A Numerical Modeling Study of Turbulence and Sediment Resuspension in the Near Field of River Plumes

Monday, 15 December 2014
Jia-Lin Chen, Center for Applied Coastal Research, Newark, DE, United States, Tian-Jian Hsu, University of Delaware, Newark, DE, United States, W Rockwell Geyer, WHOI, Woods Hole, MA, United States and Shihnan Chen, Institute of Oceanography, Taipei, Taiwan
To understand the dominant mechanisms controlling the delivery of sediment in the near field of river plumes, a numerical study is carried out using Regional Ocean Modeling System (ROMS) with an idealized river mouth domain. The domain is designed to be sufficiently simple such that it can be described by several nondimensional parameters but sufficiently complex to capture the key features of a given river mouth. Motivated by a recent multi-institutional study at the mouth of Columbia River, we first apply the idealized model similar to the Columbia River month during the month of May 2013 when the field observation was conducted.

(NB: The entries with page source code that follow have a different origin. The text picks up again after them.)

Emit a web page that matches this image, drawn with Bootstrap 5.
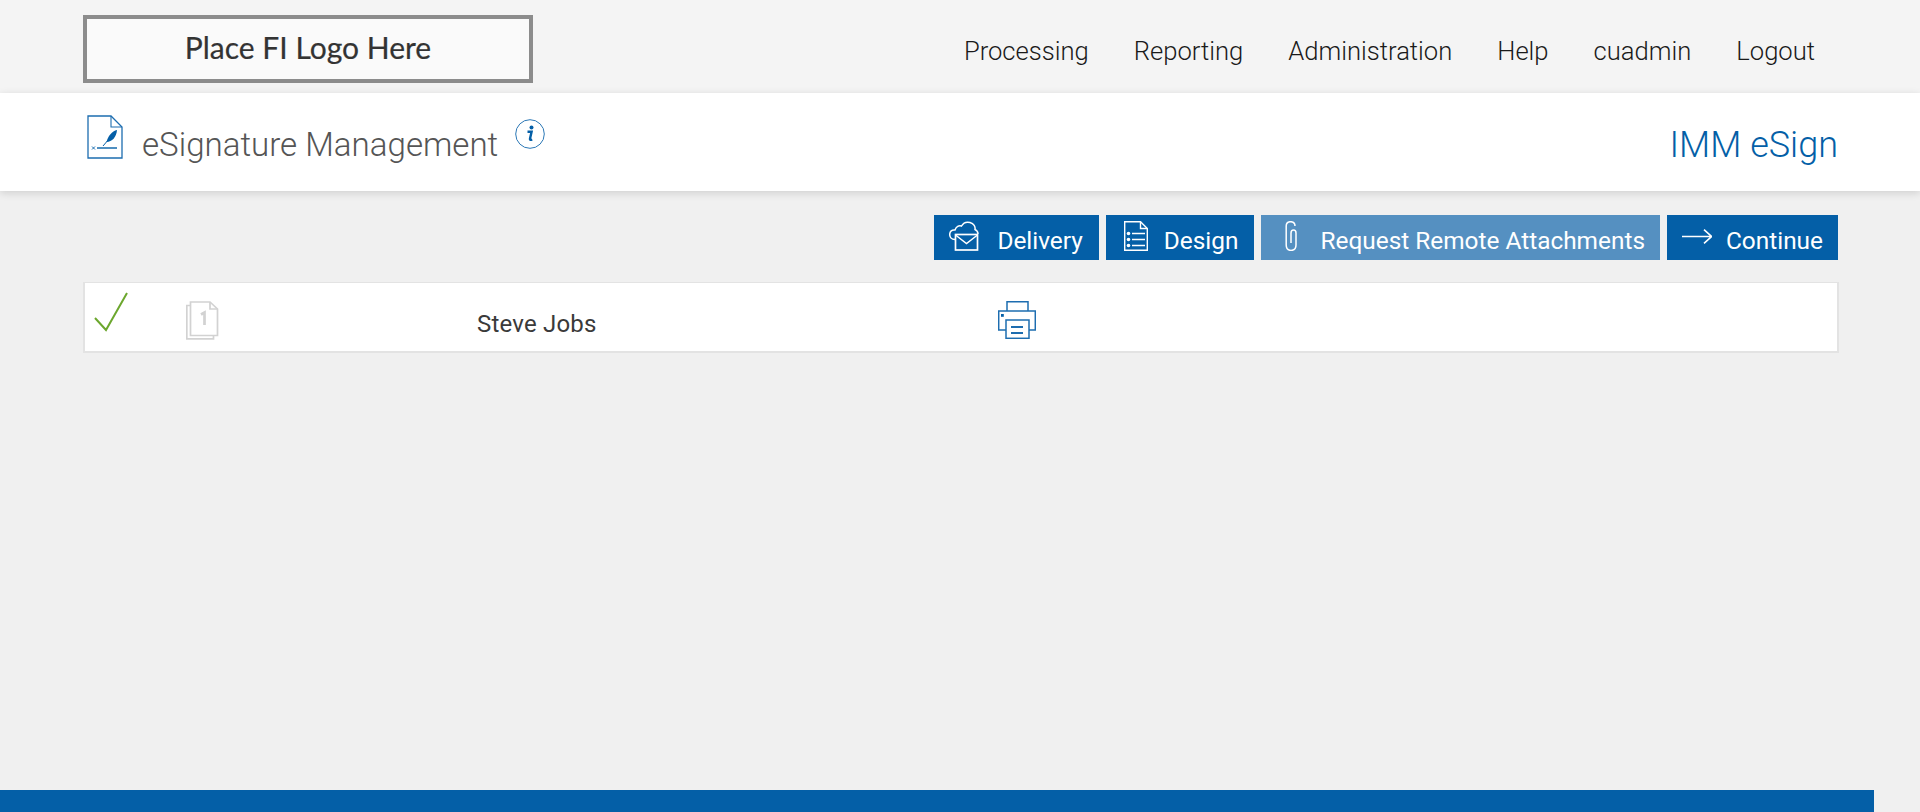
<!DOCTYPE html>
<html lang="en">
<head>
<meta charset="utf-8">
<title>eSignature Management</title>
<link rel="stylesheet" href="https://cdn.jsdelivr.net/npm/bootstrap@5.3.0/dist/css/bootstrap.min.css">
<style>
html,body{height:100%;overflow:hidden}
body{background:#f0f0f0;font-family:Roboto,"Liberation Sans",sans-serif;color:#333}
.page-wrap{height:812px}
.top-bar{background:#f4f4f4;height:93px;padding:15px 105px 0 83px}
.logo-box{width:450px;height:68px;border:4px solid #8c8c8c;background:#fafafa;font-family:Lato,"Noto Sans",sans-serif;font-size:30px;color:#333;line-height:1;padding-bottom:4px}
.logo-box span{-webkit-text-stroke:.2px #333}
.top-link{font-weight:300;font-size:25.6px;line-height:30px;color:#1a1a1a;text-decoration:none;margin-left:45px}
.top-nav{padding-top:21px}
.title-bar{background:#fff;height:98px;padding:0 82px 0 87px;box-shadow:0 2px 8px rgba(0,0,0,.14);position:relative}
.page-title{font-weight:300;font-size:33.100px;line-height:38px;color:#555;margin:0 0 0 19px;padding-top:33px}
.product-name{font-weight:300;font-size:36px;line-height:42px;color:#045fa7;padding-top:31px}
.doc-ico{margin-top:22px;width:36px;height:44px}
.info-ico{margin:26px 0 0 17px;width:30px;height:30px}
.tool-row{padding:24px 82px 0 83px;gap:7px}
.act-btn{background:#045fa7;color:#fff;border:0;border-radius:0;height:45px;font-size:24.4px;line-height:30px;padding:0 15px;display:flex;align-items:center}
.act-btn:hover,.act-btn:disabled{background:#045fa7;color:#fff}
.act-btn:disabled{opacity:1;background:#5590c1}
.act-btn svg{display:block;flex:none;margin-bottom:3px}
.btn-label{padding-top:6px}
.pad-wide{padding-left:18px;padding-right:16px}
.pad-clip{padding-left:24px}
.pad-tail{padding-right:16px}
.gap-ico-a{margin-right:17px}
.gap-ico-b{margin-right:16px}
.gap-ico-c{margin-right:22px}
.gap-ico-d{margin-right:14px}
.sign-row{margin:22px 81px 0 83px;height:71px;background:#fff;border:2px solid #e3e3e3;border-top-width:1px;position:relative}
.sign-name{position:absolute;left:392px;top:27px;font-size:24px;line-height:28px;color:#3a3a3a;letter-spacing:.2px}
.chk-ico{position:absolute;left:9px;top:9px}
.stack-ico{position:absolute;left:101px;top:18px}
.print-ico{position:absolute;left:913px;top:18px}
.footer-bar{position:fixed;left:0;bottom:0;width:1874px;height:22px;background:#045fa7}
</style>
</head>
<body>
<div class="page-wrap">
  <div class="top-bar d-flex justify-content-between">
    <div class="logo-box d-flex align-items-center justify-content-center"><span>Place FI Logo Here</span></div>
    <nav class="top-nav d-flex">
      <a class="top-link" href="#">Processing</a>
      <a class="top-link" href="#">Reporting</a>
      <a class="top-link" href="#">Administration</a>
      <a class="top-link" href="#">Help</a>
      <a class="top-link" href="#">cuadmin</a>
      <a class="top-link" href="#">Logout</a>
    </nav>
  </div>
  <div class="title-bar d-flex justify-content-between">
    <div class="d-flex align-items-start">
      <svg class="doc-ico" viewBox="0 0 36 44" fill="none">
        <path d="M1 1H24L35 12V43H1Z" fill="#fff" stroke="#1d6db0" stroke-width="1.300"/>
        <path d="M24 1V12H35" stroke="#1d6db0" stroke-width="1.100"/>
        <path d="M30 15C25 16 21 21 19.500 27C25 27 29.500 22 30 15Z" fill="#045fa7"/>
        <path d="M16 31 22 24" stroke="#045fa7" stroke-width="1"/>
        <path d="M10 33H30" stroke="#045fa7" stroke-width="1.400"/>
        <path d="M5 31.500 8 34.500M8 31.500 5 34.500" stroke="#045fa7" stroke-width=".9"/>
      </svg>
      <h1 class="page-title">eSignature Management</h1>
      <svg class="info-ico" viewBox="0 0 30 30" fill="none">
        <circle cx="15" cy="15" r="14.300" stroke="#2c78b6" stroke-width="1"/>
        <circle cx="16.500" cy="8.500" r="2" fill="#045fa7"/>
        <path d="M12.500 12.800H16.600L15 19.800C14.800 20.900 15.400 21.300 17.200 20.500" stroke="#045fa7" stroke-width="2.400" fill="none"/>
      </svg>
    </div>
    <div class="product-name">IMM eSign</div>
  </div>
  <div class="tool-row d-flex justify-content-end">
    <button class="act-btn btn pad-tail" type="button">
      <svg class="gap-ico-a" width="31" height="30" viewBox="0 0 31 30" fill="none" stroke="#fff" stroke-width="1.500">
        <path d="M6 18.500C2.500 18.500 .7 16 .7 13.500C.7 10.500 3 8.500 6 9C7 5.500 10 4 12.500 5C14.500 1.500 18 .7 21 1.500C25 2.500 26.500 6 26 8.500C28 9.500 29 11 29 13"/>
        <rect x="6.500" y="13.500" width="22" height="15.500" fill="#045fa7" stroke-width="1.700"/>
        <path d="M6.500 14 17.500 22.500 28.500 14" stroke-width="1.500"/>
      </svg><span class="btn-label">Delivery</span></button>
    <button class="act-btn btn pad-wide" type="button">
      <svg class="gap-ico-b" width="24" height="30" viewBox="0 0 24 30" fill="none" stroke="#fff" stroke-width="1.400">
        <path d="M.7.700H16.500L23.300 7.500V29.300H.7Z"/>
        <path d="M16.500.700V7.500H23.300"/>
        <path d="M8 12.500H21M8 18.500H21M8 24.500H21"/>
        <circle cx="4.500" cy="12.500" r="1.800" fill="#fff" stroke="none"/>
        <circle cx="4.500" cy="18.500" r="1.800" fill="#fff" stroke="none"/>
        <circle cx="4.500" cy="24.500" r="1.800" fill="#fff" stroke="none"/>
      </svg><span class="btn-label">Design</span></button>
    <button class="act-btn btn pad-clip" type="button" disabled>
      <svg class="gap-ico-c" width="13" height="30" viewBox="0 0 13 30" fill="none" stroke="#fff" stroke-width="1.500">
        <path d="M10 5C10 2 8 .7 5.500 .7C3 .7 1.200 2.500 1.200 5V24C1.200 27.500 3 29.400 6 29.400C9 29.400 11 27.500 11 24V12C11 10 10 9 8.500 9C7 9 6 10 6 12V22"/>
      </svg><span class="btn-label">Request Remote Attachments</span></button>
    <button class="act-btn btn" type="button">
      <svg class="gap-ico-d" width="30" height="15" viewBox="0 0 30 15" fill="none" stroke="#fff" stroke-width="1.600">
        <path d="M0 7.500H29.500M22 .7 29.500 7.500 22 14.300"/>
      </svg><span class="btn-label">Continue</span></button>
  </div>
  <div class="sign-row">
    <svg class="chk-ico" width="34" height="41" viewBox="0 0 34 41" fill="none">
      <path d="M1 26 12 38 33 1" stroke="#6ca72e" stroke-width="2"/>
    </svg>
    <svg class="stack-ico" width="33" height="39" viewBox="0 0 33 39" fill="none" stroke="#d2d2d2" stroke-width="1.700">
      <path d="M4 4.500H.8V37.800H27.500V34.500"/>
      <path d="M4.500 1H24L31.500 8V34.500H4.500Z" fill="#fff"/>
      <path d="M24 1V8H31.500"/>
      <path d="M15 13.500 18.500 11.500V24" stroke-width="2.700"/>
    </svg>
    <span class="sign-name">Steve Jobs</span>
    <svg class="print-ico" width="38" height="38" viewBox="0 0 38 38" fill="none" stroke="#1d6db0" stroke-width="1.500">
      <path d="M9 10V.7H30V10"/>
      <path d="M8 29H.7V10H37.300V29H31"/>
      <rect x="8" y="19" width="23" height="18.300" fill="#fff"/>
      <path d="M13 26H25M13 32H25" stroke-width="2"/>
      <rect x="3" y="13" width="2.800" height="2.800" fill="#045fa7" stroke="none"/>
    </svg>
  </div>
</div>
<div class="footer-bar"></div>
<script src="https://cdn.jsdelivr.net/npm/bootstrap@5.3.0/dist/js/bootstrap.bundle.min.js"></script>
</body>
</html>
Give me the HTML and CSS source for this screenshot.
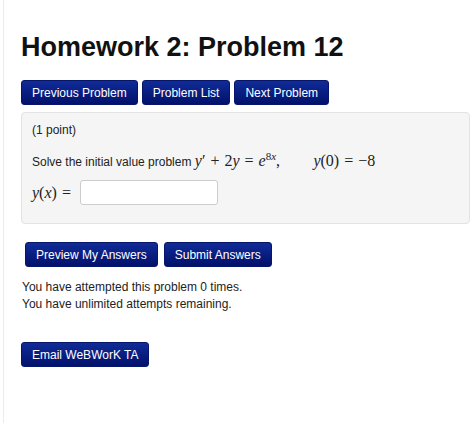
FILE: index.html
```html
<!DOCTYPE html>
<html lang="en">
<head>
    <meta charset="UTF-8">
    <title>Homework 2: Problem 12</title>
    <link rel="stylesheet" href="styles.css">
</head>
<body>

    <div class="page">
        <!-- Title -->
        <h1 class="title">Homework 2: Problem 12</h1>

        <!-- Problem navigation -->
        <div class="nav">
            <a class="btn">Previous Problem</a>
            <a class="btn">Problem List</a>
            <a class="btn">Next Problem</a>
        </div>

        <!-- Problem body -->
        <div class="problem">
            <p class="points">(1 point)</p>
            <p class="statement">
                Solve the initial value problem
                <span class="math"><i>y</i>&#8242;<span class="op">+</span>2<i>y</i><span class="op">=</span><i>e</i><sup>8<i>x</i></sup>,</span>
                <span class="math gap"><i>y</i>(0)<span class="op">=</span>&minus;8</span>
            </p>
            <div class="answer">
                <span class="math"><i>y</i>(<i>x</i>)<span class="op">=</span></span>
                <input type="text" class="answer-input">
            </div>
        </div>

        <!-- Submit -->
        <div class="submit">
            <a class="btn">Preview My Answers</a>
            <a class="btn">Submit Answers</a>
        </div>

        <div class="attempts">
            <p>You have attempted this problem 0 times.</p>
            <p>You have unlimited attempts remaining.</p>
        </div>

        <div class="email">
            <a class="btn">Email WeBWorK TA</a>
        </div>
    </div>

</body>
</html>
```

FILE: styles.css
```css
/* Global Styles */
body {
    margin: 0;
    font-family: "Liberation Sans", Arial, sans-serif;
    font-size: 12px;
    color: #222;
    background: #fff;
}

.page {
    margin-left: 3px;
    border-left: 1px solid #ececec;
    min-height: 423px;
    padding: 0 4px 0 17px;
}

/* Title */
.title {
    margin: 0;
    padding-top: 31px;
    font-size: 27px;
    line-height: 32px;
    font-weight: bold;
    color: #111;
}

/* Buttons */
.btn {
    display: inline-block;
    height: 25px;
    line-height: 24px;
    padding: 0 10px;
    color: #fff;
    font-size: 12px;
    border-radius: 3px;
    background: linear-gradient(#102b98, #02116b);
    border: 1px solid #06166a;
    box-sizing: border-box;
    cursor: pointer;
}

.nav {
    display: flex;
    gap: 4px;
    margin-top: 17px;
}

/* Problem Box */
.problem {
    margin-top: 7px;
    background: #f5f5f5;
    border: 1px solid #e3e3e3;
    border-radius: 4px;
    padding: 9px 10px 18px;
}

.problem p {
    margin: 0;
}

.points {
    line-height: 16px;
}

.statement {
    margin-top: 14px !important;
    line-height: 18px;
}

.math {
    font-family: "Liberation Serif", "Times New Roman", serif;
    font-size: 16px;
    white-space: nowrap;
}

.math .op {
    margin: 0 5px;
}

.math sup {
    font-size: 11px;
    line-height: 0;
}

.gap {
    margin-left: 30px;
}

.answer {
    display: flex;
    align-items: center;
    gap: 4px;
    margin-top: 9px;
}

.answer-input {
    width: 138px;
    height: 25px;
    box-sizing: border-box;
    border: 1px solid #ccc;
    border-radius: 3px;
    background: #fff;
    margin: 0;
}

/* Submit */
.submit {
    display: flex;
    gap: 6px;
    margin-top: 18px;
    padding-left: 4px;
}

.attempts {
    margin-top: 12px;
    padding-left: 1px;
}

.attempts p {
    margin: 0;
    line-height: 17px;
}

.email {
    margin-top: 29px;
}
```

Field observation shows interesting asymmetry of near bed turbidity with significantly higher turbidity observed during flood, which follows the landward migrating front. Numerical model predicts a significantly higher turbulent kinetic energy (TKE) following the landward-migrating front during flood, consistent with the location where high turbidity is observed. Preliminary analysis shows that the predicted high near bed TKE level is associated with the stratified two-layer flow established during flood. The two-layer system establishes high flow shear at the interface and enhances TKE in the lower layer. During ebb, the flow becomes much less stratified with a very low gradient Richardson number, and the TKE distribution more or less follows the classic logarithmic law. More thorough analysis including simulations with different composition of sediment resuspended from the plume nearfield and/or supplied by the river outflow will be discussed.